Another trick I’m particularly fond of is “sidechain” compression. A separate drum submix is set up via aux sends and run in parallel with the original tracks, and then compression is added to the submix only. The compressed sidechain is then blended with the uncompressed main drum mix, for a sound that retains all of the transient energy of the original, but adds some of the thickness and density of the compressed version—this is one of my favorite techniques.
I tend to use somewhat more extreme compressor settings here for a more pronounced effect, and then mix in as much as sounds good. One caveat: if you try this with plug-ins in a workstation, you may have to compensate for some additional latency of the compressor in the sidechain path.
Lining up the pieces
That brings us to another issue that has received some attention of late. Now that people are working in DAWs, where tracks can be slid around with great ease, it occurred to some that the signal from the overhead mics is, naturally, delayed with respect to the close mics.

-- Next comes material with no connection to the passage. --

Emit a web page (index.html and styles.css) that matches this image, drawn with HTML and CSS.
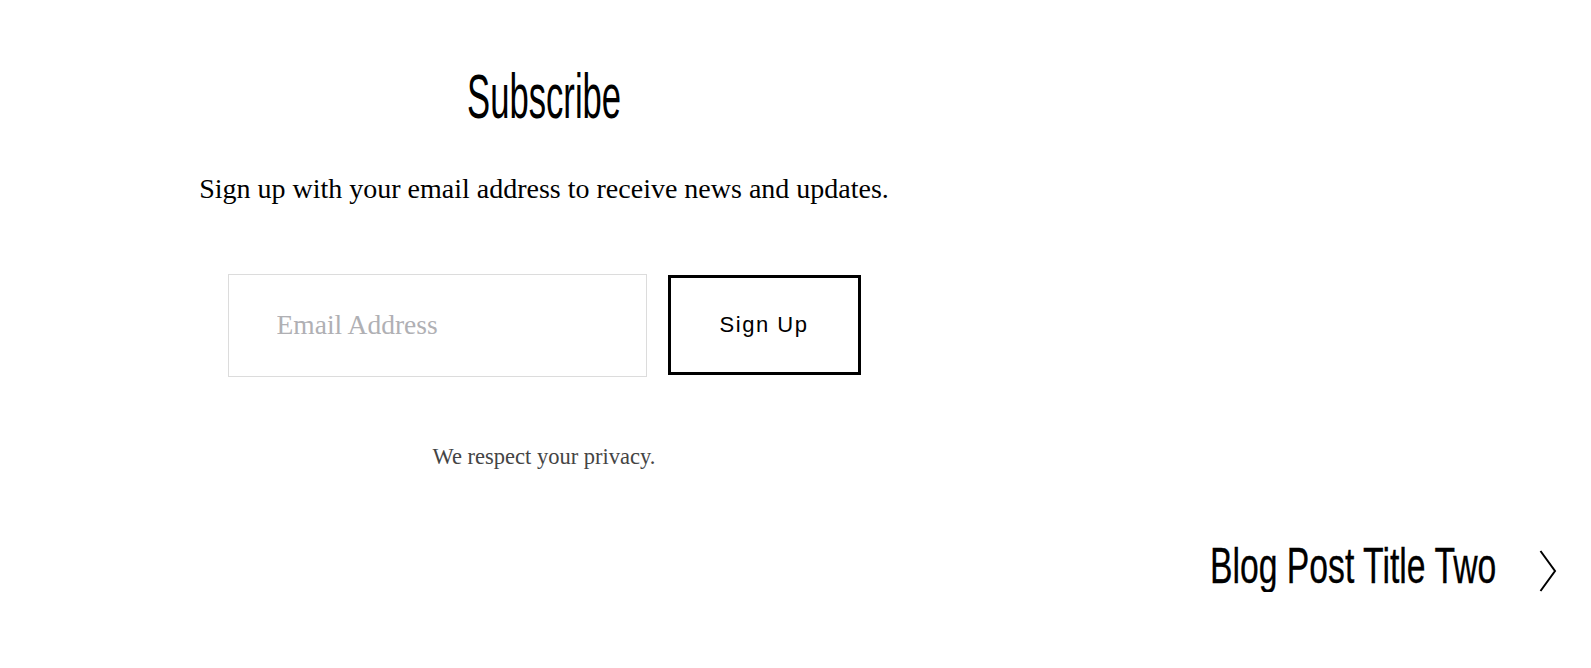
FILE: index.html
```html
<!DOCTYPE html>
<html lang="en">
<head>
    <meta charset="UTF-8">
    <meta name="viewport" content="width=device-width, initial-scale=1.0">
    <title>Subscribe</title>
    <link rel="stylesheet" href="styles.css">
</head>
<body>
    <main class="page">
        <section class="newsletter">
            <h2 class="newsletter-title"><span>Subscribe</span></h2>
            <p class="newsletter-lede">Sign up with your email address to receive news and updates.</p>
            <form class="newsletter-form" onsubmit="return false">
                <input type="email" class="newsletter-input" placeholder="Email Address">
                <button type="submit" class="newsletter-button">Sign Up</button>
            </form>
            <p class="newsletter-note">We respect your privacy.</p>
        </section>

        <nav class="pager">
            <a href="#" class="pager-next">
                <span class="pager-title">Blog Post Title Two</span>
                <svg class="pager-arrow" width="18" height="42" viewBox="0 0 18 42">
                    <polyline points="1.5,1 16,21 1.5,41" fill="none" stroke="#000" stroke-width="2"/>
                </svg>
            </a>
        </nav>
    </main>
</body>
</html>
```

FILE: styles.css
```css
body, html {
    margin: 0;
    padding: 0;
    background-color: #fff;
    color: #000;
    font-family: 'Liberation Serif', serif;
}

.page {
    display: flex;
    flex-direction: column;
}

.newsletter {
    width: 1088px;
    padding-top: 65px;
    display: flex;
    flex-direction: column;
    align-items: center;
    text-align: center;
}
.newsletter-title {
    margin: 0;
    font-family: 'Liberation Sans', sans-serif;
    font-size: 63px;
    font-weight: normal;
    line-height: 1;
}
/* narrow display face */
.newsletter-title span {
    display: inline-block;
    transform: scaleX(0.55);
}
.newsletter-lede {
    margin: 44px 0 0;
    font-size: 28px;
    line-height: 1.2;
}
.newsletter-form {
    margin-top: 68px;
    display: flex;
    align-items: center;
    gap: 21px;
}
.newsletter-input {
    box-sizing: border-box;
    width: 419px;
    height: 103px;
    padding: 0 20px 0 48px;
    border: 1px solid #dcdcdc;
    font-family: 'Liberation Serif', serif;
    font-size: 27.5px;
    color: #000;
    outline: none;
}
.newsletter-input::placeholder {
    color: #b0b0b4;
}
.newsletter-button {
    box-sizing: border-box;
    width: 193px;
    height: 100px;
    border: 3px solid #000;
    background: #fff;
    font-family: 'Liberation Sans', sans-serif;
    font-size: 22px;
    letter-spacing: 1.5px;
    color: #000;
    cursor: pointer;
}
.newsletter-note {
    margin: 66px 0 0;
    font-size: 22.5px;
    line-height: 1.2;
    color: #444;
}

.pager {
    display: flex;
    justify-content: flex-end;
    padding: 70px 34px 0 0;
}
.pager-next {
    display: flex;
    align-items: center;
    gap: 43px;
    text-decoration: none;
    color: #000;
}
.pager-title {
    display: inline-block;
    font-family: 'Liberation Sans', sans-serif;
    font-size: 50px;
    line-height: 1;
    transform: scaleX(0.675);
    transform-origin: right center;
    margin-left: -150px;
    -webkit-text-stroke: 0.3px #000;
}
.pager-arrow {
    margin-top: 10px;
}
```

Some people find that sliding the overheads ahead a little, visually matching the transients with the earlier signals from the individual mics, provides a tighter, snappier, and sometimes fuller sound. Others, however, feel that this loses some of the sense of space of the recording (though room mics can impart more of this). If you have the chance, it may be worth experimenting.
The last word
Well, that’s about all we have room for. While recording the drums is a complex undertaking, it’s also a hell of a lot of fun. Sadly, it’s also becoming something of a lost art, with the prevalence of drum samples, loops, and plug-ins; but even so, there’s still nothing like the sound of a real kit being slammed by a real player, and for that we can all be glad!